Mormons are be baptized. Not Jews.
And that's really the crux of the whole debate. Perhaps Orthodox Judaism doesn't see it this way but most other religions believe that God desires all men to find salvation through their religion. And yet it's impossible to think that everyone in every tribe throughout the world has had a chance to be informed and to make a choice. Our sense of fairness tells us it is not fair for a just God to condemn a soul that never got the chance to accept salvation.
The Christians have a rather lame yet Scripture-based logic that says God is so obvious to mankind that man naturally seeks after God and will surely find Him if they seek him.
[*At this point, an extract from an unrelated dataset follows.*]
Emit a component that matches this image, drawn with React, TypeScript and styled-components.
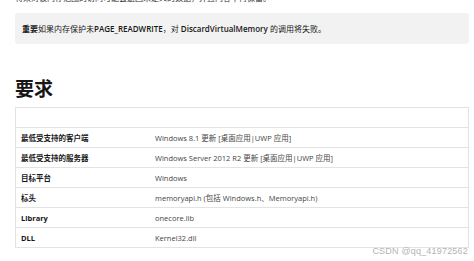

But does that mean the path to salvation is obvious? Probably not. And yet He commands His disciples to go spread the message to every corner of the globe.
But what of those who die as infants? What of the aborted?What of those who live in such backwater villages that the Plan never reaches their ears? What of those who are mentally retarded or those with learning disabilities? It's not realistic for everyone to be reached or to understand well enough to decide.
What the Mormons (IMO) are attempting to do is bridge this gap using baptism by proxy. The Mormon answer to this dilemma is to write a really really really long list of everybody whose name they can find and then offer them a shot at salvation.
Beats me if that's okay with God but if the Mormons believe it, who am I to object? They're only trying to save souls in the most efficient way possible and that ought to be a good thing.
It's all part of that bigger "free will vs predestination" debate that will probably never be understood until we leave our finite carcasses and move on to a new world with new understandings.
You are once again engaging in silly hypotheticals. It seems to be a habit of yours. Anyone who reads her story would know that such a thing is impossible. But such logic seems to be beyond you so I can see you swallowing such a thing hook, line and sinker.
It is impossible to debate with a person who is engaging in wild flights of fantasy.